To improve operations, energy companies seek easier facilitation of adding and adjusting new data pipelines. They also desire the ability to process both real-time and historical data within a single system to avoid ETL, and they want real-time scoring of existing models.
By shifting to a real-time data pipeline supported by Kafka, Spark, and an in-memory database such as MemSQL, these objectives are easily reached (see Figure 4-4).
Technical Integration and Real-Time Scoring
The new real-time solution begins with the same sensor inputs. Typically, the software for edge sensor monitoring can be directed to feed sensor information to Kafka.
After the data is in Kafka, it is passed to Spark for transformation and scoring. This step is the crux of the pipeline.
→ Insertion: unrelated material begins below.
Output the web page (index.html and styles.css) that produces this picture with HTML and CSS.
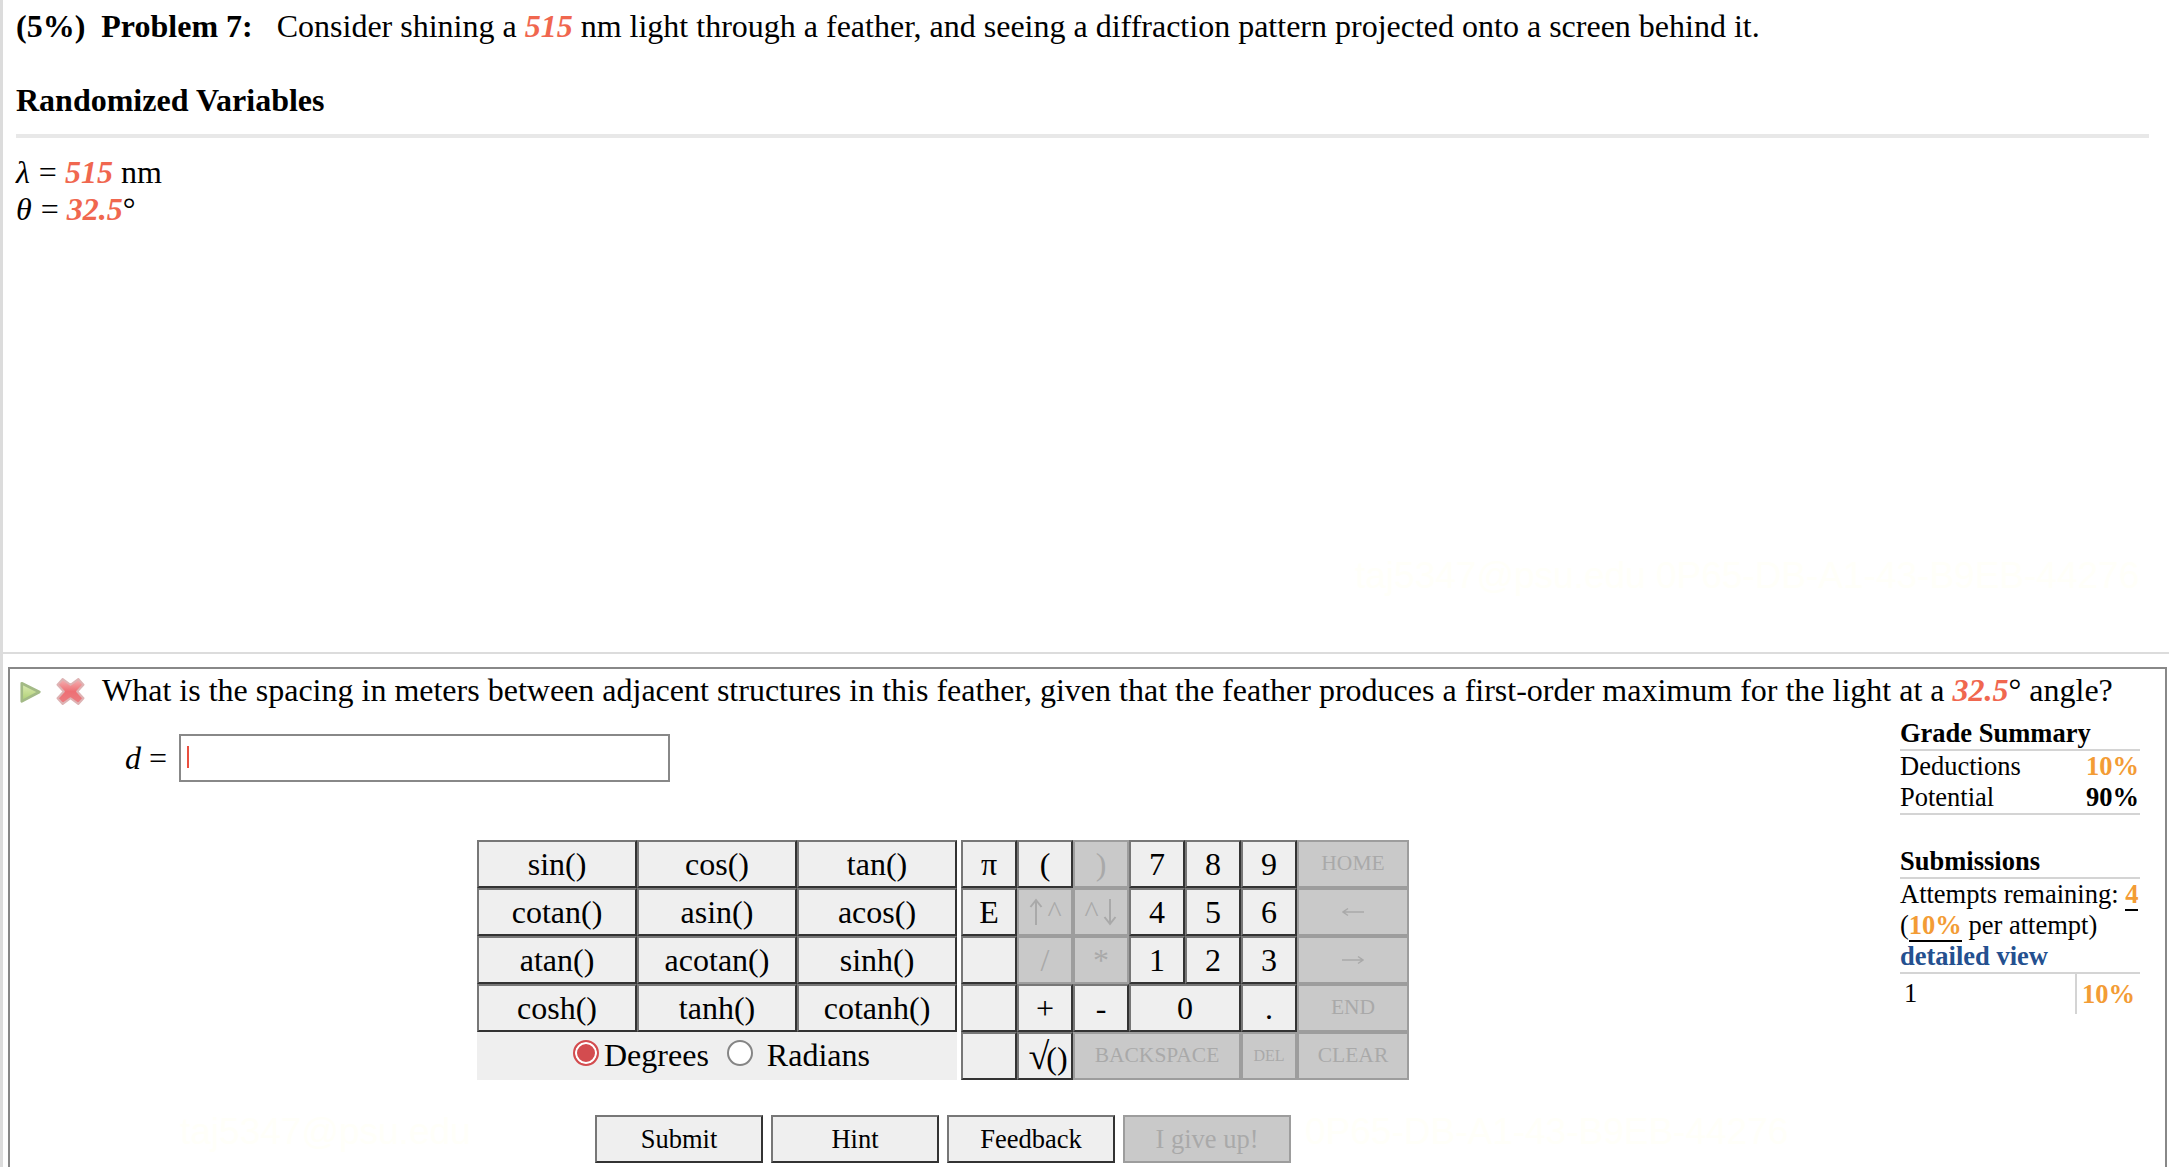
FILE: index.html
```html
<!DOCTYPE html>
<html lang="en">
<head>
<meta charset="utf-8">
<title>Problem 7</title>
<link rel="stylesheet" href="styles.css">
</head>
<body>
<div class="page">
  <span class="mark mark-a">taj5347@psu.edu 0P65-DB-A1-43-B9EB-44276</span>
  <span class="mark mark-b">taj5347@psu.edu</span>
  <span class="mark mark-c">0P65-DB-A1-43-B9EB-44276</span>
  <section class="intro">
    <p class="statement"><b class="weight">(5%)</b><b class="pnum">Problem 7:</b><span class="lead">Consider shining a <i class="var">515</i> nm light through a feather, and seeing a diffraction pattern projected onto a screen behind it.</span></p>
    <h2 class="heading">Randomized Variables</h2>
    <hr class="rule">
    <div class="vars">
      <div><i class="sym">λ</i> = <i class="var">515</i> nm</div>
      <div><i class="sym">θ</i> = <i class="var">32.5</i>°</div>
    </div>
  </section>
  <section class="question">
    <div class="qline">
      <svg class="ico-play" viewBox="0 0 20 20" aria-hidden="true"><defs><linearGradient id="pg" x1="0" y1="0" x2="0" y2="1"><stop offset="0" stop-color="#dcebb8"/><stop offset="0.5" stop-color="#c6de93"/><stop offset="1" stop-color="#a9cc72"/></linearGradient></defs><path d="M2.5 2 L18.5 10 L2.5 18.5 Z" fill="url(#pg)" stroke="#a3ba86" stroke-width="2.4" stroke-linejoin="round"/></svg>
      <svg class="ico-x" viewBox="0 0 28 28" aria-hidden="true"><defs><linearGradient id="xg" x1="0" y1="0" x2="0" y2="1"><stop offset="0" stop-color="#f4b3b4"/><stop offset="0.5" stop-color="#ee6f74"/><stop offset="1" stop-color="#ea7f83"/></linearGradient></defs><path d="M6.5 2 L14 7.5 L21.5 2 L26.5 7.5 L20.5 14 L26.5 20.5 L21.5 26 L14 20.5 L6.5 26 L1.5 20.5 L7.5 14 L1.5 7.5 Z" fill="url(#xg)" stroke="#deb3b4" stroke-width="2" stroke-linejoin="round"/></svg>
      <span class="qtext">What is the spacing in meters between adjacent structures in this feather, given that the feather produces a first-order maximum for the light at a <i class="var">32.5</i>° angle?</span>
    </div>
    <div class="qbody">
      <div class="work">
        <div class="answer">
          <span class="label"><i>d</i> =</span>
          <div class="field"><span class="caret"></span></div>
        </div>
        <div class="pad">
          <button class="key">sin()</button><button class="key">cos()</button><button class="key">tan()</button><span class="gap"></span><button class="key">π</button><button class="key">(</button><button class="key off">)</button><button class="key">7</button><button class="key">8</button><button class="key">9</button><button class="key off small">HOME</button>
          <button class="key">cotan()</button><button class="key">asin()</button><button class="key">acos()</button><span class="gap"></span><button class="key">E</button>
          <button class="key off" aria-label="up"><span class="arrowset"><svg class="arr-v" viewBox="0 0 16 28" aria-hidden="true"><path d="M8 27 V2 M2.5 9 L8 2 L13.5 9" /></svg><span>^</span></span></button>
          <button class="key off" aria-label="down"><span class="arrowset"><span>^</span><svg class="arr-v" viewBox="0 0 16 28" aria-hidden="true"><path d="M8 1 V26 M2.5 19 L8 26 L13.5 19" /></svg></span></button>
          <button class="key">4</button><button class="key">5</button><button class="key">6</button>
          <button class="key off" aria-label="left"><svg class="arr-h" viewBox="0 0 22 10" aria-hidden="true"><path d="M22 5 H1 M6 1.5 L1 5 L6 8.5" /></svg></button>
          <button class="key">atan()</button><button class="key">acotan()</button><button class="key">sinh()</button><span class="gap"></span><button class="key"></button><button class="key off">/</button><button class="key off">*</button><button class="key">1</button><button class="key">2</button><button class="key">3</button>
          <button class="key off" aria-label="right"><svg class="arr-h" viewBox="0 0 22 10" aria-hidden="true"><path d="M0 5 H21 M16 1.5 L21 5 L16 8.5" /></svg></button>
          <button class="key">cosh()</button><button class="key">tanh()</button><button class="key">cotanh()</button><span class="gap"></span><button class="key"></button><button class="key">+</button><button class="key">-</button><button class="key wide">0</button><button class="key">.</button><button class="key off small">END</button>
          <div class="units"><span class="radio on"></span><span class="unit-a">Degrees</span><span class="radio"></span><span class="unit-b">Radians</span></div><span class="gap"></span><button class="key"></button><button class="key sqrt"><span class="root">√</span>()</button><button class="key off small wider">BACKSPACE</button><button class="key off tiny">DEL</button><button class="key off small">CLEAR</button>
        </div>
        <div class="actions">
          <button class="act">Submit</button><button class="act">Hint</button><button class="act">Feedback</button><button class="act off">I give up!</button>
        </div>
      </div>
      <aside class="summary">
        <div class="s-title">Grade Summary</div>
        <div class="s-row"><span>Deductions</span><b class="amber">10%</b></div>
        <div class="s-row s-last"><span>Potential</span><b>90%</b></div>
        <div class="s-title s-second">Submissions</div>
        <div class="s-text">Attempts remaining: <b class="amber under">4</b></div>
        <div class="s-text">(<b class="amber under">10%</b> per attempt)</div>
        <div class="s-text s-last"><a class="link" href="#">detailed view</a></div>
        <div class="s-history"><span class="h-num">1</span><b class="amber h-val">10%</b></div>
      </aside>
    </div>
  </section>
</div>
</body>
</html>
```
FILE: styles.css
```css
* { box-sizing: border-box; }
html, body { margin: 0; height: 100%; overflow: hidden; background: #fff; }
body { font-family: "Liberation Serif", "Times New Roman", serif; font-size: 32px; line-height: 36px; color: #000; }
.page { position: relative; width: 2169px; height: 1167px; overflow: hidden; border-left: 3px solid #dcdcdc; }
.mark { position: absolute; font-family: "Liberation Sans", Arial, sans-serif; font-size: 37px; line-height: 36px; color: #fffff9; white-space: nowrap; pointer-events: none; }
.mark-a { left: 1352px; top: 558px; }
.mark-b { left: 177px; top: 1114px; }
.mark-c { left: 1302px; top: 1114px; }
.intro { position: relative; height: 652px; padding: 8px 13px 0 13px; }
.statement { margin: 0; height: 36px; white-space: nowrap; }
.pnum { margin-left: 16px; }
.lead { margin-left: 24px; }
.var { color: #f0674f; font-weight: bold; }
.heading { margin: 38px 0 0; font-size: 32px; line-height: 36px; font-weight: bold; }
.rule { margin: 16px 0 0; height: 4px; border: 0; background: #e8e8e8; width: 2133px; }
.vars { margin-top: 16px; line-height: 37px; }
.sym { margin-right: 1px; }
.question { position: relative; border-top: 2px solid #dcdcdc; padding: 13px 2px 0 5px; height: 515px; }
.qline { display: flex; align-items: center; height: 40px; border: 2px solid #888; border-bottom: 0; padding-top: 4px; white-space: nowrap; }
.ico-play { width: 22px; height: 22px; margin-left: 9px; margin-top: 4px; flex: none; filter: blur(0.4px); }
.ico-x { width: 29px; height: 29px; margin-left: 15px; margin-top: 2px; flex: none; filter: blur(0.4px); }
.qtext { margin-left: 17px; }
.qbody { display: flex; justify-content: space-between; border: 2px solid #888; border-top: 0; border-bottom: 0; height: 473px; }
.work { width: 1800px; }
.answer { display: flex; align-items: center; margin: 27px 0 0 115px; height: 48px; }
.label { width: 54px; flex: none; }
.field { width: 491px; height: 48px; border: 2px solid #888; padding: 10px 0 0 6px; }
.caret { display: block; width: 2px; height: 22px; background: #ea4f3f; }
.pad { display: grid; grid-template-columns: repeat(3, 160px) 4px repeat(6, 56px) 112px; grid-auto-rows: 48px; margin: 58px 0 0 467px; width: 932px; }
.key { margin: 0; padding: 0; font: inherit; font-size: 32px; line-height: 1; color: #000; background: #efefef; border: 2px solid; border-color: #777 #333 #333 #777; border-radius: 0; }
.key.off { background: #c9c9c9; color: #a9a9a9; border-color: #9d9d9d; }
.small { font-size: 21.5px; }
.tiny { font-size: 16px; }
.wide { grid-column: span 2; }
.wider { grid-column: span 3; }
.arrowset { display: flex; align-items: flex-start; justify-content: center; gap: 3px; font-size: 30px; line-height: 32px; height: 32px; }
.arr-v { width: 16px; height: 28px; fill: none; stroke: #a9a9a9; stroke-width: 2; margin-top: 2px; }
.arr-h { display: block; width: 22px; height: 10px; margin: 0 auto; fill: none; stroke: #a9a9a9; stroke-width: 1.4; }
.sqrt { padding-left: 6px; white-space: nowrap; }
.root { font-size: 38px; margin-right: -3px; }
.units { grid-column: span 3; display: flex; align-items: center; background: #efefef; padding-left: 96px; padding-bottom: 2px; font-size: 32px; }
.radio { flex: none; width: 26px; height: 26px; margin-top: -5px; border-radius: 50%; border: 2px solid #858585; background: #fff; }
.radio.on { border-color: #d34c4f; background: #d34c4f; box-shadow: inset 0 0 0 2px #fff; }
.unit-a { margin: 0 18px 0 5px; }
.unit-b { margin-left: 14px; }
.actions { display: flex; gap: 8px; margin: 35px 0 0 585px; }
.act { width: 168px; height: 48px; padding: 0; font: inherit; font-size: 26.5px; line-height: 1; background: #efefef; color: #000; border: 2px solid; border-color: #777 #333 #333 #777; border-radius: 0; }
.act.off { background: #c9c9c9; color: #a9a9a9; border-color: #9d9d9d; }
.summary { width: 240px; margin: 11px 25px 0 0; font-size: 26.5px; line-height: 31px; }
.s-title { font-weight: bold; border-bottom: 2px solid #d4d4d4; height: 33px; }
.s-second { margin-top: 31px; }
.s-row { display: flex; justify-content: space-between; padding-right: 1px; }
.s-last { height: 33px; border-bottom: 2px solid #d4d4d4; }
.s-text { white-space: nowrap; }
.amber { color: #f39c35; }
.under { border-bottom: 2px solid #000; }
.link { color: #24508f; font-weight: bold; text-decoration: none; }
.s-history { display: flex; height: 40px; align-items: center; }
.h-num { width: 177px; padding-left: 4px; border-right: 2px solid #d4d4d4; height: 40px; line-height: 38px; }
.h-val { margin-left: 5px; }
```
Spark enables the scoring by running incoming data through existing models.
In this example, an SAS model can be exported as Predictive Model Markup Language (PMML) and embedded inside the pipeline as part of a Java Archive (JAR) file.
After the data has been scored, both the raw sensor data and the results of the model on that data are saved in the database in the same table.
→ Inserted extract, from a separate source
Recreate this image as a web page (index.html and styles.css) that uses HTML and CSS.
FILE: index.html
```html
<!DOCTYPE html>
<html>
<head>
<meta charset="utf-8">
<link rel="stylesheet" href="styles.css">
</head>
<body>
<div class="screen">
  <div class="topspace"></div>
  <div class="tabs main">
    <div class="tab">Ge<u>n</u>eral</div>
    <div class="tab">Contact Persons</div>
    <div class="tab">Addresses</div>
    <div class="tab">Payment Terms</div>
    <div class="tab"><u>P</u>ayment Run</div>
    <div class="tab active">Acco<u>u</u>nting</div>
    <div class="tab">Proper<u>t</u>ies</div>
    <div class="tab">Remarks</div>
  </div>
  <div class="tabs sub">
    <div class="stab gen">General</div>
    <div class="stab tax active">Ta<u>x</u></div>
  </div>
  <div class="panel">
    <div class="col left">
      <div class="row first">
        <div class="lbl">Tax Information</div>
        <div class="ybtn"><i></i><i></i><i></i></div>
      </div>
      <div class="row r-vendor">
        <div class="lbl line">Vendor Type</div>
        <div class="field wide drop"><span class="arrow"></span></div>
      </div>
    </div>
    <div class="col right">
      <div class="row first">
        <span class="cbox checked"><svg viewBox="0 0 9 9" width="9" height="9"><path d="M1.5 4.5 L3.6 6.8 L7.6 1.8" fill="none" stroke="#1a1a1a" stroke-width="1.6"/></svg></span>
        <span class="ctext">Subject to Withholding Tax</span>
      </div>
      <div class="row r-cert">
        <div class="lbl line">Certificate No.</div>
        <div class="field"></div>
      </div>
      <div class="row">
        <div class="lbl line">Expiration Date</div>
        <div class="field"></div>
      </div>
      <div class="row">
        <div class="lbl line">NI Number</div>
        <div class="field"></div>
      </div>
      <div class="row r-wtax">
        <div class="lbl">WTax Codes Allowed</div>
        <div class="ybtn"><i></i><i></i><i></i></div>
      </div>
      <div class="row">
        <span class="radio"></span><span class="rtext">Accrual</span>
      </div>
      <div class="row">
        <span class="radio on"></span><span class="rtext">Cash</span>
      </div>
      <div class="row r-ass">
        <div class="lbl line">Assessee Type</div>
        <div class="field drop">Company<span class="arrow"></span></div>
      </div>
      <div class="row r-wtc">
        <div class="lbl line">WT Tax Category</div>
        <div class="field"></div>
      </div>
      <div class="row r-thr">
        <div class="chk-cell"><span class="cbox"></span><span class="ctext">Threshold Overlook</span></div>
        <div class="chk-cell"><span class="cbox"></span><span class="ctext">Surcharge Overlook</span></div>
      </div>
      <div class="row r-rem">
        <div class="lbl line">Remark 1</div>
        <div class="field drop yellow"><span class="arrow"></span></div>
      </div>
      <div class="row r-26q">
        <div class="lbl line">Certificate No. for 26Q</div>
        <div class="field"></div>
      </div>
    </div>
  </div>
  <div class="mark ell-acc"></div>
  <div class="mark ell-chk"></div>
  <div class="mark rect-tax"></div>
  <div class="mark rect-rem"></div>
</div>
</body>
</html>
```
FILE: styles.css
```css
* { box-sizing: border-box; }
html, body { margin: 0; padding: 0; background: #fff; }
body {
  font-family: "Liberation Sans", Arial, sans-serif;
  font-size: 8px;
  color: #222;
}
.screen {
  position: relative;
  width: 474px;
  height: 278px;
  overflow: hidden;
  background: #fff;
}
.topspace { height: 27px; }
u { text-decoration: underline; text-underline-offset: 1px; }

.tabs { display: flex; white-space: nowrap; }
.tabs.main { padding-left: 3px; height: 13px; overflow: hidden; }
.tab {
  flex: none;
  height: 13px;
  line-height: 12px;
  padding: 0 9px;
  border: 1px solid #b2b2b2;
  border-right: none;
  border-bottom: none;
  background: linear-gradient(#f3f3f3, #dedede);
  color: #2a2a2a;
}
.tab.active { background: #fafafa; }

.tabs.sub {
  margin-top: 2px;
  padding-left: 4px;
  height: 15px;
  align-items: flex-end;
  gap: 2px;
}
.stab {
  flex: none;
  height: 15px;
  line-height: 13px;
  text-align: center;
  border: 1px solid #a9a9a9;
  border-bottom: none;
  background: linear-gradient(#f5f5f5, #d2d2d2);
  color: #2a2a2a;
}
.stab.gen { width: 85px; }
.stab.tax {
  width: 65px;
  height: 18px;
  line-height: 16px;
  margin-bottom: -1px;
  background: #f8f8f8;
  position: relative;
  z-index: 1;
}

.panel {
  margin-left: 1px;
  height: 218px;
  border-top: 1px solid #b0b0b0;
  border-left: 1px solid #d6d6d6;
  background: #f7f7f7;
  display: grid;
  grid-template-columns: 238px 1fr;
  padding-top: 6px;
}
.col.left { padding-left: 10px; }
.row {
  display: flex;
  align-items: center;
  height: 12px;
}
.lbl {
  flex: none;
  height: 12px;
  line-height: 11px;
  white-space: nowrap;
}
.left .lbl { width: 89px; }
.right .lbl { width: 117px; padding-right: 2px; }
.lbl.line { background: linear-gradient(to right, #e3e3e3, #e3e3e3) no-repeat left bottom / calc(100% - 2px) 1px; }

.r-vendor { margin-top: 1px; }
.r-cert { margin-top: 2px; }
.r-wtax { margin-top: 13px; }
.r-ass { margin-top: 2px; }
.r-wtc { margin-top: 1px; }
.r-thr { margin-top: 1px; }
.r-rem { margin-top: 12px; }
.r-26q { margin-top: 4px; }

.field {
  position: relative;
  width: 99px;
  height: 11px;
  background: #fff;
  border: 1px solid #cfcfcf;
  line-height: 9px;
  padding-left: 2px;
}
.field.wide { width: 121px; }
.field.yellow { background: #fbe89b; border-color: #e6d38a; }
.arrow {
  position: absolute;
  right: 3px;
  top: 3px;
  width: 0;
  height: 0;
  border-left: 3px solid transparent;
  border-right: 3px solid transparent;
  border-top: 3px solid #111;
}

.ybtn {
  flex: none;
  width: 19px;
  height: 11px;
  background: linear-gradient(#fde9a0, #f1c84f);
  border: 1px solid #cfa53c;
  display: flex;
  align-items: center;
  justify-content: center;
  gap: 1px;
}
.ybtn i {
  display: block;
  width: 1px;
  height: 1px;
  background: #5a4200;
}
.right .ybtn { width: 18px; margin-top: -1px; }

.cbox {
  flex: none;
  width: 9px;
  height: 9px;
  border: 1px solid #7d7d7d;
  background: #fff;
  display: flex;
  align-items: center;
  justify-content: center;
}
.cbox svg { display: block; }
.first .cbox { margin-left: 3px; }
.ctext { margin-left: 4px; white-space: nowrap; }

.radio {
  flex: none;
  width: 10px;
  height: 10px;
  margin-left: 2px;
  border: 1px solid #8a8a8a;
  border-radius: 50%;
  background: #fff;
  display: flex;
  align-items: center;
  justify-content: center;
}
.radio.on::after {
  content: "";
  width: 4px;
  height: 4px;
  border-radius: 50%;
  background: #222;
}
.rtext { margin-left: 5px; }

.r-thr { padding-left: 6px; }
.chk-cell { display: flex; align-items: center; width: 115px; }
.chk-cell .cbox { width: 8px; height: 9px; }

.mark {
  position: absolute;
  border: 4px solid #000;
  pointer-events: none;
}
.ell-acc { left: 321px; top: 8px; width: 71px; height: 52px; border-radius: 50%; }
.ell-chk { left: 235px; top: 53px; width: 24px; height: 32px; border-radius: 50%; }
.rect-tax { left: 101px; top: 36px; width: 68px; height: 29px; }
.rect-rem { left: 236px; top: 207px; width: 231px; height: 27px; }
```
When real-time scoring information is colocated with the sensor data, it becomes immediately available for query without the need for precomputing or batch processing.
Immediate Benefits from Batch to Real-Time Learning
The following are some of the benefits of a real-time pipeline designed as described in the previous section:
- Consistency with existing models
- By using existing models and bringing them into a real-time workflow, companies can maintain consistency of modeling.
- Speed to production
- Using existing models means more rapid deployment and an existing knowledge base around those models.
- Immediate familiarity with real-time streaming and analytics
- By not changing models, but changing the speed, companies can get immediate familiarity with modern data pipelines.
- Harness the power of distributed systems
- Pipelines built with Kafka, Spark, and MemSQL harness the power of distributed systems and let companies benefit from the flexibility and performance of such systems. For example, companies can use readily available industry standard servers, or cloud instances to stand up new data pipelines.
- Cost savings
- Most important, these real-time pipelines facilitate dramatic cost savings. In the case of energy drilling, companies need to determine the health and efficiency of the drilling operation. Push a drill bit too far and it will break, costing millions to replace and lost time for the overall rig. Retire a drill bit too early and money is left on the table. Going to a real-time model lets companies make use of assets to their fullest extent without pushing too far to cause breakage or a disruption to rig operations.